Speaking from the Northern Territory, Gulpilil says he is happy with what he has seen of the documentary and its depiction of his ``two realities".

``I say I live with knife and fork, spear and woomera. It means I live in the traditional way - it's in my heart, in my blood - and I live in the Western way. I grew up in Australia in the missions," he says.

Gulpilil looks forward to another film role and hankers to play a lead. He says the portrayal of Aborigines in films is ``slowly getting better".
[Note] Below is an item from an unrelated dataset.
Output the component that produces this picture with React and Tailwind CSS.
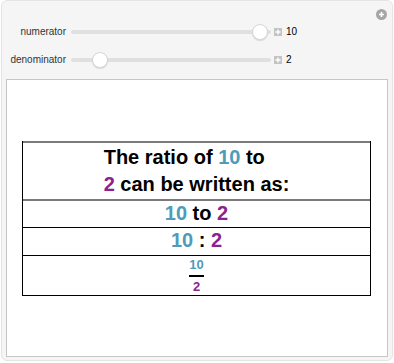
const TEAL = "text-[#4f9bba]";
const PURPLE = "text-[#8a2290]";

function Slider({ label, value, min, max }) {
  const frac = (value - min) / (max - min);
  return (
    <div className="flex h-[20px] items-center">
      <div className="w-[64px] text-right text-[10px] leading-none text-[#333]">{label}</div>
      <div className="relative ml-[5px] h-[20px] w-[200px]">
        <div className="absolute left-0 right-0 top-[8px] h-[4px] rounded-full bg-[#e0e0e0]" />
        <div
          className="absolute top-[2px] h-[16px] w-[16px] rounded-full border border-[#d6d6d6] bg-white shadow-[0_1px_1px_rgba(0,0,0,0.12)]"
          style={{ left: `${1 + frac * 180}px` }}
        />
      </div>
      <div className="ml-[3px] flex h-[8px] w-[8px] items-center justify-center bg-[#c4c4c4]">
        <svg width="6" height="6" viewBox="0 0 6 6">
          <path d="M3 0.5v5M0.5 3h5" stroke="#fff" strokeWidth="1.4" />
        </svg>
      </div>
      <div className="ml-[4px] text-[10px] leading-none text-black">{value}</div>
    </div>
  );
}

export default function App() {
  return (
    <div className="h-[363px] w-[394px] bg-white font-['Liberation_Sans',Arial,sans-serif]">
      <div className="relative ml-px h-[361px] w-[392px] rounded-[6px] border border-[#e4e4e4] bg-[#f5f5f5]">
        <div className="absolute right-[5px] top-[8px] flex h-[11px] w-[11px] items-center justify-center rounded-full bg-[#a6a6a6]">
          <svg width="7" height="7" viewBox="0 0 7 7">
            <path d="M3.5 1v5M1 3.5h5" stroke="#fff" strokeWidth="1.6" />
          </svg>
        </div>

        <div className="flex flex-col gap-[8px] pt-[21px]">
          <Slider label="numerator" value={10} min={1} max={10} />
          <Slider label="denominator" value={2} min={1} max={10} />
        </div>

        <div className="ml-[4px] mt-[9px] h-[278px] w-[382px] border border-[#c6c6c6] bg-white">
          <div className="ml-[15px] mt-[61px] w-[349px] border-x border-b border-black text-center text-[20px] font-bold text-black">
            <div className="border-y-2 border-[#7a7a7a] pt-[1px] h-[60px]">
              <div className="inline-block text-left leading-[27px]">
                The ratio of <span className={TEAL}>10</span> to
                <br />
                <span className={PURPLE}>2</span> can be written as:
              </div>
            </div>
            <div className="h-[27px] border-b border-black leading-[25px]">
              <span className={TEAL}>10</span> to <span className={PURPLE}>2</span>
            </div>
            <div className="h-[28px] border-b border-black leading-[25px]">
              <span className={TEAL}>10</span> : <span className={PURPLE}>2</span>
            </div>
            <div className="flex h-[39px] justify-center pt-[2px]">
              <div className="flex flex-col items-center text-[13px] leading-[13px]">
                <span className={TEAL}>10</span>
                <div className="mt-[4px] h-[2px] w-[15px] bg-black" />
                <span className={`mt-[3px] ${PURPLE}`}>2</span>
              </div>
            </div>
          </div>
        </div>
      </div>
    </div>
  );
}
``I enjoy working with the film crews - good food, they look after me a lot - and then we leave and I go home and they go home. When I go back home, I just go out, I go out hunting and fishing, I walk around in paradise."

But as we see in One Red Blood, Gulpilil feels some bitterness towards the film industry, which he believes has not always fairly rewarded him for his work.

Johnson says that after his role in Crocodile Dundee, Gulpilil was disappointed not to receive the recognition and financial reward given to other cast members. While the film made millions, he was reportedly paid a $10,000 flat fee.

In One Red Blood he says, ``these two worlds have also spoilt me".

But with Gulpilil tipped by critics as a favourite to win an Australian Film Institute award on Saturday night - he's nominated twice, as best supporting actor for his performance in Rabbit-Proof Fence and as best actor for his work in The Tracker - he may soon get the recognition he feels he deserves.